# Start of Data excerpts
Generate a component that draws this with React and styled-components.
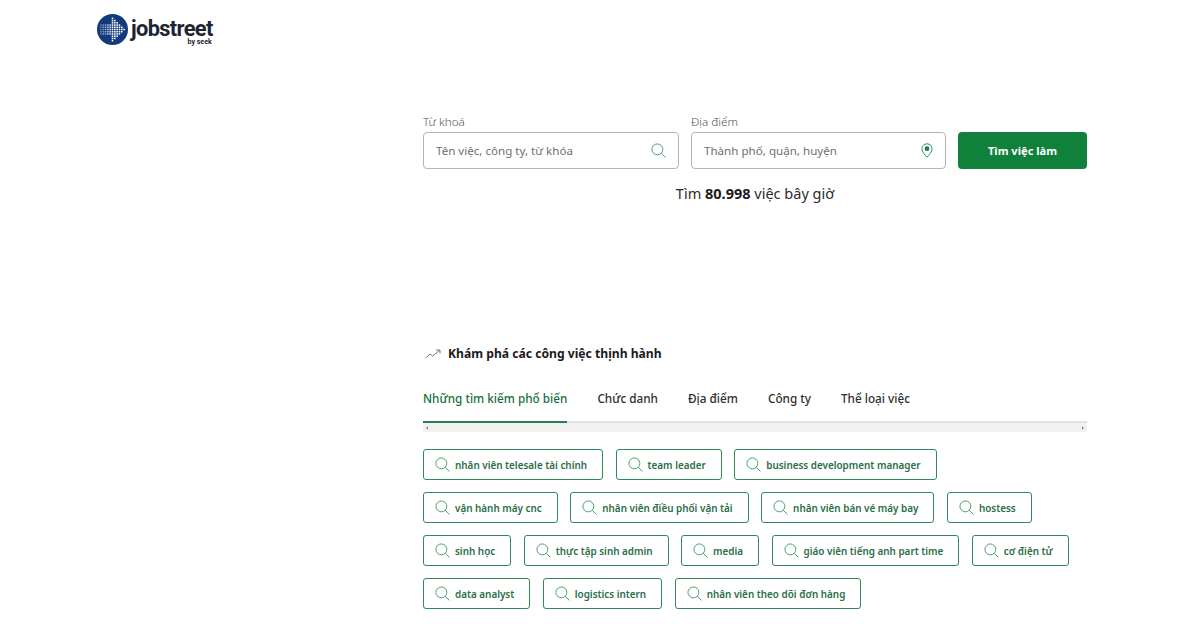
# End of Data excerpts
# Start of Data excerpts
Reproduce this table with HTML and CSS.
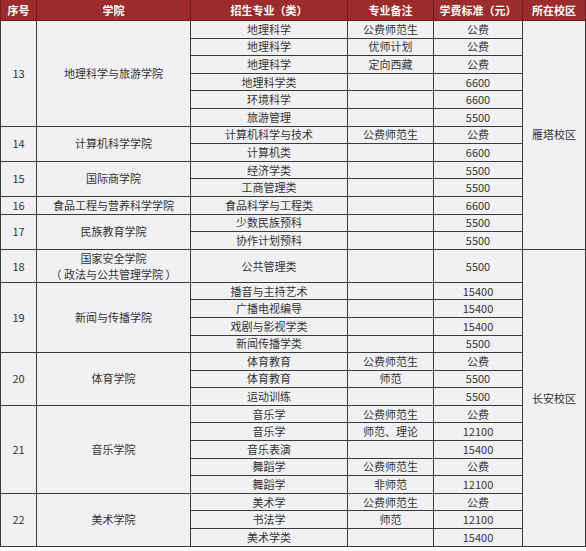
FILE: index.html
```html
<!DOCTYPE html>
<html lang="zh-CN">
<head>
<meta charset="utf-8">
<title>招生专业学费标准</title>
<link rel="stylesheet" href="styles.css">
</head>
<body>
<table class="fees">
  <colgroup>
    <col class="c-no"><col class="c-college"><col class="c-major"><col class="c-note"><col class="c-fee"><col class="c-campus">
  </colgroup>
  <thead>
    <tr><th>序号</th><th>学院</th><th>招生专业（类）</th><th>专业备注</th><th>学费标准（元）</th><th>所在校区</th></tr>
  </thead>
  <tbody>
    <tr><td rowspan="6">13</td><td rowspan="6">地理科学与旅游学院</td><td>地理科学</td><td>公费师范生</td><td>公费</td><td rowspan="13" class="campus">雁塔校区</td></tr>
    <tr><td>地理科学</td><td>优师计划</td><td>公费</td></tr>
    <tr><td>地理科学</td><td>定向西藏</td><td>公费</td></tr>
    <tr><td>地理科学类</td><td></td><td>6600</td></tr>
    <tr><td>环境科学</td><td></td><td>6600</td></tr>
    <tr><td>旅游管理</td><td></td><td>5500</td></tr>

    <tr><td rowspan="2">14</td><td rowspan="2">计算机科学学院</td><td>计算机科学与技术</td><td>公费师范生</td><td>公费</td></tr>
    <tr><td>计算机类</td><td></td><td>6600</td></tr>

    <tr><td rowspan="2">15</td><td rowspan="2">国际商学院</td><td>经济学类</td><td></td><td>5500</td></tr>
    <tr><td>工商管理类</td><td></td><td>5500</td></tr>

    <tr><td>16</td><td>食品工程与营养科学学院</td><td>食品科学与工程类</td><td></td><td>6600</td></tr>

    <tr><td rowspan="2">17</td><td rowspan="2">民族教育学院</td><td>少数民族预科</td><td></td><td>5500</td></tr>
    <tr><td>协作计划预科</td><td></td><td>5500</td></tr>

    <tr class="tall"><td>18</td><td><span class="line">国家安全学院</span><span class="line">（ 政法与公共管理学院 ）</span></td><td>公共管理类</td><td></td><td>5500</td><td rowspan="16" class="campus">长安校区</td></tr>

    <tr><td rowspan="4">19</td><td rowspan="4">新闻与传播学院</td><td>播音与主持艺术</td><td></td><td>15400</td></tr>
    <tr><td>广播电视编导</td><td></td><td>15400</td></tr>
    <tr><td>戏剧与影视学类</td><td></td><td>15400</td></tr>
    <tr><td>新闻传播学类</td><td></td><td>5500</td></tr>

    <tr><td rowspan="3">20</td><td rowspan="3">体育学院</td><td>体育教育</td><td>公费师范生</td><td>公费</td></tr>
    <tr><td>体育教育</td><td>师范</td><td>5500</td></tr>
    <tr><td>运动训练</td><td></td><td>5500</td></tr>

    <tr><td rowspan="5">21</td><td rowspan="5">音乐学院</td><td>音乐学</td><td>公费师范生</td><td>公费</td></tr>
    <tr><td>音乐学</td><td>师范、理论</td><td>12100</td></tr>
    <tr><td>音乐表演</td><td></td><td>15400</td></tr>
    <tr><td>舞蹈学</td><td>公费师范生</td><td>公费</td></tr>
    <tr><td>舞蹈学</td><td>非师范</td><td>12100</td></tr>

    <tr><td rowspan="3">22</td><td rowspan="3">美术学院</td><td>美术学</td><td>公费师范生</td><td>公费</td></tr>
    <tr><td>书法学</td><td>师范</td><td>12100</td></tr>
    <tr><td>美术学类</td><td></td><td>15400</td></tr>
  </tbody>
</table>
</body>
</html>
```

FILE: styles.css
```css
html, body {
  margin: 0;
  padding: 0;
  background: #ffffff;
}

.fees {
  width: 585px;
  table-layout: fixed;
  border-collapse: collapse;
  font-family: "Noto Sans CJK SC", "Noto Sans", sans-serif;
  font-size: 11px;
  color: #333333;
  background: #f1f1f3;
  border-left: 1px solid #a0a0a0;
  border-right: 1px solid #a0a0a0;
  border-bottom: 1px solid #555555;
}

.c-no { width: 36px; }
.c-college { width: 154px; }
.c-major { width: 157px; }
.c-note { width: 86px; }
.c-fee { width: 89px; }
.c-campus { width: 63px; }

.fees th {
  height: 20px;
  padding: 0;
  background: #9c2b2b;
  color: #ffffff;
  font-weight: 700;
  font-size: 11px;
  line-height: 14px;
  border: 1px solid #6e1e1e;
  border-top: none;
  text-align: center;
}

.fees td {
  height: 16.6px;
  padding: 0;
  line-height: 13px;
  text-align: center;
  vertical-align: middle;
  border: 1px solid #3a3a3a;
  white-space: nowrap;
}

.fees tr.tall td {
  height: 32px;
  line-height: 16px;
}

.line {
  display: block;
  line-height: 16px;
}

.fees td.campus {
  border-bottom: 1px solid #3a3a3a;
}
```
# End of Data excerpts
# Start of Data excerpts
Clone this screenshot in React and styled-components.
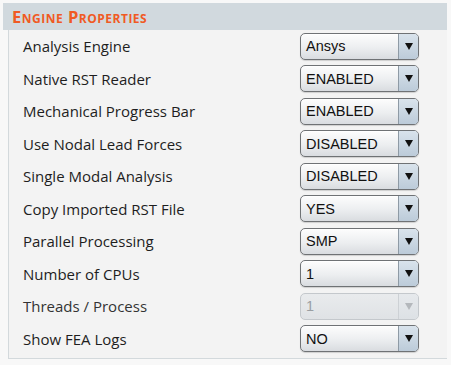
# End of Data excerpts
Find every line in the records above that holds the word "with", and copy each one.

**Exercise result:**
Generate a component that draws this with React and styled-components.
Reproduce this table with HTML and CSS.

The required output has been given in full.